11th Lieutenant Governor of Manitoba
- In office January 25, 1929 – December 1, 1934
- Monarch: George V
- Governors General: The Earl of Willingdon The Earl of Bessborough
- Premier: John Bracken
- Preceded by: Theodore Arthur Burrows
- Succeeded by: William Johnston Tupper

Personal details
- Born: August 29, 1860 Amherstburg, Canada West
- Died: March 15, 1935 (aged 74) Winnipeg, Manitoba
- Occupation: agricultural pioneer

= James Duncan McGregor =

Canadian politician

James Duncan McGregor (August 29, 1860 - March 15, 1935) was a Canadian agricultural pioneer and officeholder. He served as the 11th Lieutenant Governor of Manitoba between 1929 and 1934.

McGregor was born in Amherstburg, Canada West (now Ontario), and was educated at public schools in Windsor but did not attend college. He moved to Manitoba in 1877, and worked in his father's cattle business in Brandon.

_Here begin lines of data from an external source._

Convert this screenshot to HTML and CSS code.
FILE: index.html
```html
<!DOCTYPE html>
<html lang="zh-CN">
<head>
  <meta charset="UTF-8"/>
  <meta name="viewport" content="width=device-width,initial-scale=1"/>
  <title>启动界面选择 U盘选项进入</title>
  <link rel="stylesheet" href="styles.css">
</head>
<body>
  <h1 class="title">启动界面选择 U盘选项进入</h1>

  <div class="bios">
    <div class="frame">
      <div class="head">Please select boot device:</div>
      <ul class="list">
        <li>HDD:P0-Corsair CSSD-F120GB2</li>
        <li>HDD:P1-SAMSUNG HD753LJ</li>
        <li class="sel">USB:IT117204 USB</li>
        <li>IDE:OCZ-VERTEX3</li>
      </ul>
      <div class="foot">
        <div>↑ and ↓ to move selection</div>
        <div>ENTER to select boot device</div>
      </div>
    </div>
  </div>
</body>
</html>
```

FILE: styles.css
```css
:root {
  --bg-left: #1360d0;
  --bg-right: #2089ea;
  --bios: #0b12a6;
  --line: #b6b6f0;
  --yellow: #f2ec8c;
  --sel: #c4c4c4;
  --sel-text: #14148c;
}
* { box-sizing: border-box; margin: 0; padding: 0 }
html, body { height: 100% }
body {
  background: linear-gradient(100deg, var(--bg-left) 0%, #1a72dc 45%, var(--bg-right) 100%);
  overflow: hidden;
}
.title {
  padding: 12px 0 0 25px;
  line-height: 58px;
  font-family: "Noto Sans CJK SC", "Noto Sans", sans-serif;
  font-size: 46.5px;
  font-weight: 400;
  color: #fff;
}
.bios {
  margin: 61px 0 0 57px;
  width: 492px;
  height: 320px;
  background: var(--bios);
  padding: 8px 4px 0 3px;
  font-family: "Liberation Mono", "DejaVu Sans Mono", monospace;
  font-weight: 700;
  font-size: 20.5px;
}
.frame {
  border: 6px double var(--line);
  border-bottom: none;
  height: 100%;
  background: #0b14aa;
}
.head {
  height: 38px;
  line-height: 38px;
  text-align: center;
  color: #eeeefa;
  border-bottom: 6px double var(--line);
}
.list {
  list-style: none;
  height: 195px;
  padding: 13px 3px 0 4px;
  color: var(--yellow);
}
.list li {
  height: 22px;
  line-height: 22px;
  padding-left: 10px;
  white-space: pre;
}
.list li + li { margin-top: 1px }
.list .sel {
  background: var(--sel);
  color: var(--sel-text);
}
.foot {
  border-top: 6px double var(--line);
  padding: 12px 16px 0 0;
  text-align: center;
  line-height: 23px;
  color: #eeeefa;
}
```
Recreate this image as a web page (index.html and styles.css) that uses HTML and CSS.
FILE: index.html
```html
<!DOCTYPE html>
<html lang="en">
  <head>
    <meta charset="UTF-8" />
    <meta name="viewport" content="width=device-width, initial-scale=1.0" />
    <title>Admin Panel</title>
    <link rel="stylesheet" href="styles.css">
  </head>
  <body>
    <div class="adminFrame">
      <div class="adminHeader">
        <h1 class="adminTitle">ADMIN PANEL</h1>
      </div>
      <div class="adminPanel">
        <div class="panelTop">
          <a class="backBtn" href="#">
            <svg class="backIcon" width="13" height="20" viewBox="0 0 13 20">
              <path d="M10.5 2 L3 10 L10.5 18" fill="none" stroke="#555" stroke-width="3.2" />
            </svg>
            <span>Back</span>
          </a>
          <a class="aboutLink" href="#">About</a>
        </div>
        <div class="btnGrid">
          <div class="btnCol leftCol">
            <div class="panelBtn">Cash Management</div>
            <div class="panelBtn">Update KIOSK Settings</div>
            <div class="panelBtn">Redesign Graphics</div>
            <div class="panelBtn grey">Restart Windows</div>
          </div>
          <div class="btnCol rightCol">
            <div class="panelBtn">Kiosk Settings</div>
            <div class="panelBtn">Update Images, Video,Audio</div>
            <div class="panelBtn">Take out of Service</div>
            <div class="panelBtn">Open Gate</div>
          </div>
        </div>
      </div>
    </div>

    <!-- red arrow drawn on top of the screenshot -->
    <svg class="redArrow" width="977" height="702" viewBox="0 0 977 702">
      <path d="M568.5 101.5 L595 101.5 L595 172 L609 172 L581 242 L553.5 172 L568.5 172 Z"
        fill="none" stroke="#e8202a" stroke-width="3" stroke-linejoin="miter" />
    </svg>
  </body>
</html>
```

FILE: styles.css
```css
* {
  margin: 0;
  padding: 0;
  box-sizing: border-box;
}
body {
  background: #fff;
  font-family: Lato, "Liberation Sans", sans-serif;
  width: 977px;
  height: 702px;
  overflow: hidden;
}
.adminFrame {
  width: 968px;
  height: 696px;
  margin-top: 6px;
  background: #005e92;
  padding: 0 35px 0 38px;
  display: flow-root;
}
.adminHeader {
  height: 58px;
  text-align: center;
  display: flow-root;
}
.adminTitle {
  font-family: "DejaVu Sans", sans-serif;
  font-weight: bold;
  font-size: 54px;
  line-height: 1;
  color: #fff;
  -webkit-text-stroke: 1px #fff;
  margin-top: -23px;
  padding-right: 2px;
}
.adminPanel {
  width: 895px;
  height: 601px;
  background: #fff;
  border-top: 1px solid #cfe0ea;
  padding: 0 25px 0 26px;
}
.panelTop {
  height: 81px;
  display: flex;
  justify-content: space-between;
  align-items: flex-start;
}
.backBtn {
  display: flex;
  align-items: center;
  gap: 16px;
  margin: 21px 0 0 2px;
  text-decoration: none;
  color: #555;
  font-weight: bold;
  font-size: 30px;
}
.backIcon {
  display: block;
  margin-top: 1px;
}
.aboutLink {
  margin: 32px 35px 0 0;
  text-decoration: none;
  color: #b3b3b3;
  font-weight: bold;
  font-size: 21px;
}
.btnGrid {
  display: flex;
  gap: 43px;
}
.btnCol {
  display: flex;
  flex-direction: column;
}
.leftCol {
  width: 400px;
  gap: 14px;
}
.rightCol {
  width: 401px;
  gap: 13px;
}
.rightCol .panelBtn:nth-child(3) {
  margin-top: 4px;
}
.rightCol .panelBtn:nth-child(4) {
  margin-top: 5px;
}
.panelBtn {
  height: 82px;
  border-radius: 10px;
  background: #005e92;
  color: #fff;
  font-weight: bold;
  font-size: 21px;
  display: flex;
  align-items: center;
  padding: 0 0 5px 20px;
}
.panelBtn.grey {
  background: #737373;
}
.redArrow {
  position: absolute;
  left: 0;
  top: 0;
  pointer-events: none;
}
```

McGregor was one of several pioneers to the Yukon following the Klondike Gold Rush of 1896, and served as Mine Inspector of the Yukon Territory from 1897 to 1899. He subsequently bought a ranch near Medicine Hat (now in Alberta), and owned 800 km^{2} (200,000 acres) with 10,000 head of cattle and 2,000 horses. For ten years, McGregor also managed the British-owned Canada Land and Irrigation Company and helped build reservoirs and canal systems near Milo, in Vulcan County, Alberta. McGregor Lake, a 40 km-long irrigation reservoir in the Oldman River drainage basin, was named for McGregor.

McGregor gained international fame for his pioneering efforts in stock breeding. He was the first farmer to cultivate alfalfa in the western provinces, thereby reducing the region's dependency on the wheat market. He also founded the Glencarnock stock farms of western Canada, and won a number of international livestock prizes.

McGregor never actually ran for public office, despite repeated entreaties. In 1915, he declined an appointment as Minister of Agriculture in Manitoba. Two years later, he was appointed wartime leader of the Food Control Board in the western provinces, holding the position for a year.

When Theodore Arthur Burrows died in 1929, McGregor was called to succeed him as Manitoba's Lieutenant-Governor (a largely ceremonial position, though McGregor was significant in being the first non-politician to be so appointed). He held this position for five years, and died shortly thereafter.